Aaron compares the likelihood of a friendship with Christian to his laundry: "We're colors and whites; we don't mix." But despite the improbabilities, the inevitable hookup occurs. Aaron's secret is betrayed by a kiss an hour into the film, leaving a half hour to work in nude lovemaking, thorough bashing of the LDS church, and the expected "feel good" message laden denouement. In the business of "saving souls" Aaron ironically changes Christian profoundly. It's far more difficult to believe the storyline, however, than to catch glimpses of the film's intended message within the actors.

If you're looking for a good plot or character development, seek greener pastures. This film's screenplay remains decidedly amateurish despite occasional snippets of decent dialogue and its noble intentions. Although the situation is certainly believable, the characters lose credibility when the plot requires them to jump through far too many hoops. In a city the size of Los Angeles, how likely is it that our protagonists will catch each other's eye in passing in the city and coincidentally end up living in the same apartment complex. Or that Aaron will accidentally meet up with Christian's grieving boss and comfort her in order to set up the film's resolution. Or that Aaron's loutish missionary partner will conveniently have a bicycle accident to allow for the ill-fated kiss. Or that Salt Lake City will be snowbound just long enough to allow our protagonists one night of bliss . . . You get the idea.

Besides the implausible Jr. high level plot, Cox lazily sketches in supporting characters that serve only to advance the melodrama and to make his case against the LDS church. The crew of elders sharing Aaron's apartment can hardly talk to each other, outside of one making crude remarks about how horny he's getting away from his girlfriend and Ryder (Joseph Gordon-Levitt) spewing over-the-top homophobic phrases or complain about missing his scheduled lunch due to Aaron's Good Samaritan deeds. They also joke about passing gas and satisfy sexual cravings by giving "butch style" back rubs. Crude loutish behavior is fully acceptable to the Mormon missionaries, but an intimate and sensitive kiss horrify. And that doesn't even account for the church officials and Aaron's parents, who can no longer even look their son in the eye after he comes out.

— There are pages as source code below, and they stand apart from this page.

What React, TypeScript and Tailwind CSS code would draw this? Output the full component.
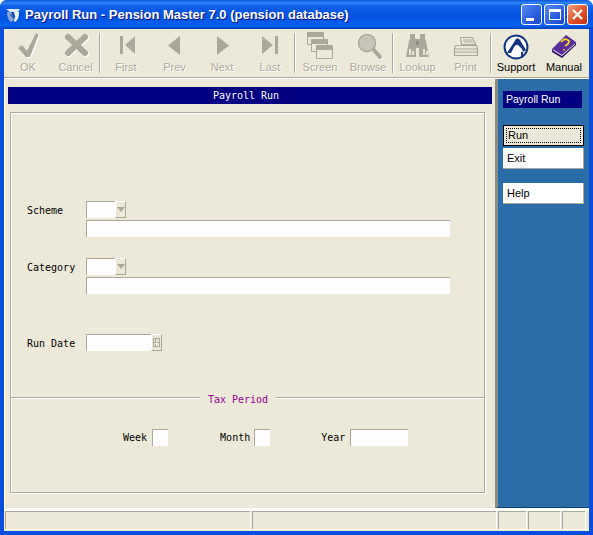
import type { ReactNode } from "react";

const mono = "font-['DejaVu_Sans_Mono',monospace] text-[10px] leading-[12px]";
const GREY = "#aca899";

function ToolItem({ x, w, label, on, children }: { x: number; w: number; label: string; on?: boolean; children: ReactNode }) {
  return (
    <div className="flex flex-col items-center" style={{ width: w }}>
      <svg width={w} height={32} viewBox={`${x} 30 ${w} 32`} className="shrink-0">
        {children}
      </svg>
      <span
        className={
          on
            ? "text-[11px] leading-[13px] whitespace-nowrap text-black"
            : "text-[11px] leading-[13px] whitespace-nowrap text-[#aca899] [text-shadow:1px_1px_0_#fff]"
        }
      >
        {label}
      </span>
    </div>
  );
}

function Sep() {
  return <div className="mt-[4px] h-[40px] w-[2px] shrink-0 border-l border-[#aca899] bg-white" />;
}

function Toolbar() {
  const check = "M18 49 L22 46 L27 52 L36 34 L38.500 36 L30 58 L26 58z";
  return (
    <div className="flex h-[48px] shrink-0 bg-[#ece9d8]">
      <ToolItem x={4} w={48} label="OK">
        <path d={check} fill="#fff" transform="translate(1 1)" />
        <path d={check} fill={GREY} />
      </ToolItem>
      <ToolItem x={52} w={47} label="Cancel">
        <path d="M68 38 L85 54 M85 38 L68 54" fill="none" stroke="#fff" strokeWidth="6" strokeLinecap="round" transform="translate(1 1)" />
        <path d="M68 38 L85 54 M85 38 L68 54" fill="none" stroke={GREY} strokeWidth="6" strokeLinecap="round" />
      </ToolItem>
      <Sep />
      <ToolItem x={101} w={50} label="First">
        <path d="M120 37h3v18h-3z M135 37v18l-10-9z" fill={GREY} />
      </ToolItem>
      <ToolItem x={151} w={47} label="Prev">
        <path d="M180 37v19l-12-9.5z" fill={GREY} />
      </ToolItem>
      <ToolItem x={198} w={48} label="Next">
        <path d="M217 37v19l12-9.5z" fill={GREY} />
      </ToolItem>
      <ToolItem x={246} w={48} label="Last">
        <path d="M262 37v18l11-9z M275 37h3v18h-3z" fill={GREY} />
      </ToolItem>
      <Sep />
      <ToolItem x={296} w={48} label="Screen">
        <g stroke={GREY} strokeWidth="1">
          <path d="M307.500 33.500h16v12h-16z" fill="#ece9d8" />
          <path d="M307.500 33.500h16v4h-16z" fill={GREY} />
          <path d="M311.500 40.500h16v12h-16z" fill="#ece9d8" />
          <path d="M311.500 40.500h16v4h-16z" fill={GREY} />
          <path d="M316.500 46.500h16v13h-16z" fill="#ece9d8" />
          <path d="M316.500 46.500h16v4h-16z" fill={GREY} />
        </g>
      </ToolItem>
      <ToolItem x={344} w={48} label="Browse">
        <path d="M374 51 L380 58" stroke="#fff" strokeWidth="4" strokeLinecap="round" transform="translate(1 1)" />
        <path d="M374 51 L380 58" stroke={GREY} strokeWidth="4" strokeLinecap="round" />
        <circle cx="367" cy="44" r="8.500" fill="#c8c5b6" stroke={GREY} strokeWidth="1.500" />
      </ToolItem>
      <Sep />
      <ToolItem x={395} w={47} label="Lookup">
        <path d="M411 35h5v5h5v-5h5v5l1 2 3 16h-10v-9h-3v9h-10l3-16 1-2z" fill={GREY} />
        <path d="M417 42h3v4h-3z" fill="#8f8b7c" />
        <path d="M410 50h2v6h-2z M413 52h2v4h-2z M424 50h2v6h-2z M427 52h2v4h-2z" fill="#ece9d8" />
      </ToolItem>
      <ToolItem x={442} w={49} label="Print">
        <path d="M461.500 38.500h12l3 7h-14z" fill="#ece9d8" stroke={GREY} strokeWidth="1.200" />
        <path d="M456.500 46.500h21l1 3v7h-23v-7z" fill="#ece9d8" stroke={GREY} strokeWidth="1.200" />
        <path d="M464 41h9M465 43h9M456 50h22M456 53h22" stroke={GREY} />
      </ToolItem>
      <Sep />
      <ToolItem x={492} w={48} label="Support" on>
        <circle cx="516" cy="48" r="11.500" fill="#fff" stroke="#12337f" strokeWidth="2" />
        <path d="M507 54 L516 40 Q518 38 520 41 L526 51 L523 53 L522 50 L518 46 Q516 45 514 48 L511 54z" fill="#12337f" />
        <path d="M521 53h2v6h-2z" fill="#12337f" />
      </ToolItem>
      <ToolItem x={540} w={48} label="Manual" on>
        <path d="M552 50 L566 36 L576 43 L562 56z" fill="#5b2d9c" />
        <path d="M552 50 L562 56 L576 43 V46 L562 59 L552 53z" fill="#2e1463" />
        <path d="M553 51 L562 56.500 L575 45" fill="none" stroke="#e8e0f0" />
        <path d="M561 43 Q565 38 569 42 Q569 45 565 47 M564 50 v1.500" fill="none" stroke="#f5d21f" strokeWidth="1.800" />
      </ToolItem>
    </div>
  );
}

function TitleBar() {
  return (
    <div className="flex h-[29px] shrink-0 items-center rounded-t-[7px] bg-[linear-gradient(180deg,#0a55d8_0%,#2f86fa_10%,#0d5fe8_22%,#0052e0_60%,#0463f0_88%,#003fc0_100%)] pl-[5px] pr-[5px]">
      <svg width="16" height="16" viewBox="0 0 16 16" className="shrink-0">
        <path d="M1 2h14l-2 3H5z" fill="#dfe8f6" />
        <path d="M2 5h4l3 8-3 2C3 13 2 9 2 5z" fill="#8ea8d4" />
        <path d="M9 5h5c0 5-1 8-4 10l-1-1c1-3 1-6 0-9z" fill="#f2f5fb" />
        <path d="M5 7l4 5M7 5l3 5" stroke="#1d3f94" strokeWidth="1" />
      </svg>
      <span className="ml-[4px] pt-[1px] font-['Liberation_Sans',sans-serif] text-[13px] font-bold whitespace-nowrap text-white [text-shadow:1px_1px_0_#0f1089]">
        Payroll Run - Pension Master 7.0 (pension database)
      </span>
      <div className="ml-auto flex gap-[2px]">
        <div className="relative h-[21px] w-[21px] rounded-[3px] border border-white bg-[linear-gradient(135deg,#5a8bf0,#2a5fe0_60%,#1c46c8)]">
          <div className="absolute bottom-[3px] left-[4px] h-[3px] w-[8px] bg-white" />
        </div>
        <div className="flex h-[21px] w-[21px] items-center justify-center rounded-[3px] border border-white bg-[linear-gradient(135deg,#5a8bf0,#2a5fe0_60%,#1c46c8)]">
          <div className="h-[11px] w-[12px] border border-t-[3px] border-white" />
        </div>
        <div className="flex h-[21px] w-[21px] items-center justify-center rounded-[3px] border border-white bg-[linear-gradient(135deg,#f0a080,#e0502a_55%,#c03010)]">
          <svg width="13" height="13" viewBox="0 0 13 13">
            <path d="M2 2 L11 11 M11 2 L2 11" stroke="#fff" strokeWidth="2.400" />
          </svg>
        </div>
      </div>
    </div>
  );
}

function Input({ w }: { w: string }) {
  return <div className={`h-[17px] border-t border-l border-[#aca899] bg-[#fefefe] ${w}`} />;
}

function ArrowBtn() {
  return (
    <div className="flex h-[17px] w-[11px] items-center justify-center border border-[#aca899] border-t-white border-l-white bg-[#ece9d8]">
      <div className="h-0 w-0 border-x-[4px] border-t-[5px] border-x-transparent border-t-[#aca899]" />
    </div>
  );
}

function ComboRow({ label, className }: { label: string; className: string }) {
  return (
    <div className={`flex ${className}`}>
      <span className={`${mono} w-[59px] pt-[4px] text-black`}>{label}</span>
      <div className="flex flex-col gap-[2px]">
        <div className="flex">
          <Input w="w-[29px]" />
          <ArrowBtn />
        </div>
        <Input w="w-[364px]" />
      </div>
    </div>
  );
}

function TaxField({ label, w, className }: { label: string; w: string; className: string }) {
  return (
    <div className={`flex items-center ${className}`}>
      <span className={`${mono} pt-[1px] text-black`}>{label}</span>
      <Input w={w} />
    </div>
  );
}

function Form() {
  return (
    <div className="flex min-w-0 flex-1 flex-col border-l border-white pt-[8px]">
      <div className="mx-[3px] flex h-[17px] items-center justify-center bg-[#000080] pr-[8px]">
        <span className={`${mono} text-white`}>Payroll Run</span>
      </div>
      <div className="mt-[8px] ml-[5px] flex h-[381px] w-[475px] flex-col border border-[#aca899] shadow-[inset_1px_1px_0_#fff,1px_1px_0_#fff]">
        <div className="h-[277px] pl-[16px]">
          <ComboRow label="Scheme" className="mt-[88px]" />
          <ComboRow label="Category" className="mt-[21px]" />
          <div className="mt-[40px] flex">
            <span className={`${mono} w-[59px] pt-[4px] text-black`}>Run Date</span>
            <Input w="w-[65px]" />
            <div className="flex h-[17px] w-[11px] items-center justify-center border border-[#aca899] border-t-white border-l-white">
              <div className="grid h-[9px] w-[7px] grid-cols-2 gap-[1px] border border-[#aca899]">
                <div className="border-r border-b border-[#aca899]" />
                <div className="border-b border-[#aca899]" />
                <div className="border-r border-[#aca899]" />
                <div />
              </div>
            </div>
          </div>
        </div>
        <div className="flex items-center">
          <div className="h-[2px] w-[189px] border-t border-[#aca899] bg-white" />
          <span className={`${mono} w-[76px] pt-[4px] text-center text-[#990099]`}>Tax Period</span>
          <div className="h-[2px] flex-1 border-t border-[#aca899] bg-white" />
        </div>
        <div className="mt-[23px] flex">
          <TaxField label="Week" w="ml-[5px] w-[16px]" className="ml-[112px]" />
          <TaxField label="Month" w="ml-[4px] w-[16px]" className="ml-[52px]" />
          <TaxField label="Year" w="ml-[5px] w-[58px]" className="ml-[51px]" />
        </div>
      </div>
    </div>
  );
}

function SideBtn({ label, className }: { label: string; className: string }) {
  return (
    <div className={`flex h-[21px] w-[81px] items-center bg-white pl-[4px] text-[11px] text-black shadow-[inset_-1px_-1px_0_#aca899] ${className}`}>
      {label}
    </div>
  );
}

function SidePanel() {
  return (
    <div className="flex w-[94px] shrink-0 flex-col border-b border-b-[#123f70] border-l-3 border-l-[#8e8c80] bg-[#2a6da8] pl-[5px]">
      <div className="mt-[12px] flex h-[17px] w-[79px] items-center bg-[#000080] pl-[3px] text-[10.5px] text-white">
        Payroll Run
      </div>
      <div className="mt-[17px] flex h-[21px] w-[81px] border border-black bg-[#ece9d8] p-[2px] text-[11px] text-black">
        <div className="flex flex-1 items-center border border-dotted border-black pl-[1px]">Run</div>
      </div>
      <SideBtn label="Exit" className="mt-[2px]" />
      <SideBtn label="Help" className="mt-[14px]" />
    </div>
  );
}

function StatusBar() {
  const panes = ["w-[245px]", "w-[244px]", "w-[28px]", "w-[32px]", "w-[23px]"];
  return (
    <div className="flex h-[23px] shrink-0 gap-[2px] border-t-3 border-t-white bg-[#ece9d8] pl-[1px]">
      {panes.map((w) => (
        <div key={w} className={`h-[18px] border-t border-l border-[#aca899] shadow-[1px_1px_0_#fff] ${w}`} />
      ))}
    </div>
  );
}

export default function App() {
  return (
    <div className="h-[535px] w-[593px] overflow-hidden bg-white font-['Liberation_Sans',sans-serif]">
      <div className="flex h-full flex-col rounded-t-[7px] bg-[#0a4ddc]">
        <TitleBar />
        <div className="mx-[4px] flex min-h-0 flex-1 flex-col bg-[#ece9d8]">
          <Toolbar />
          <div className="h-[2px] shrink-0 border-t border-[#aca899] bg-white" />
          <div className="flex min-h-0 flex-1">
            <Form />
            <SidePanel />
          </div>
          <StatusBar />
        </div>
        <div className="h-[4px] shrink-0" />
      </div>
    </div>
  );
}
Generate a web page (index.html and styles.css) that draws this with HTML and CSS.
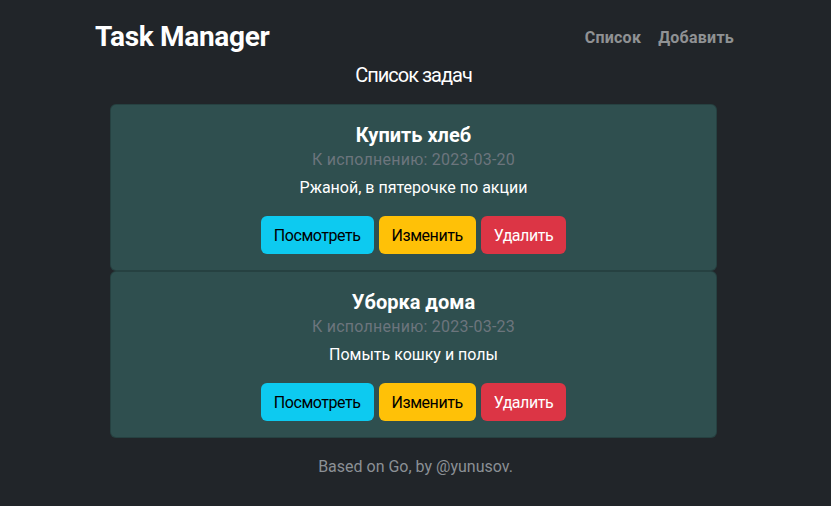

As a story, Latter Days comes across as a simple paint-by-the numbers gay themed film that strikes directly at Mormon dogma, but it has a certain charm due mainly to Sandvoss' Herculean efforts that surpass the pedestrian script. He has some great quiet moments and transforms a potentially hokey metaphor about how a comic strip connects the dots into a sincere and poignant life lesson. Like the character in the film, Sandvoss isn't a pudknocker from Pocatello going through the motions, but instills a measure of belief in the material. Not enough to make this a really good film, but enough to make it a tolerable watch.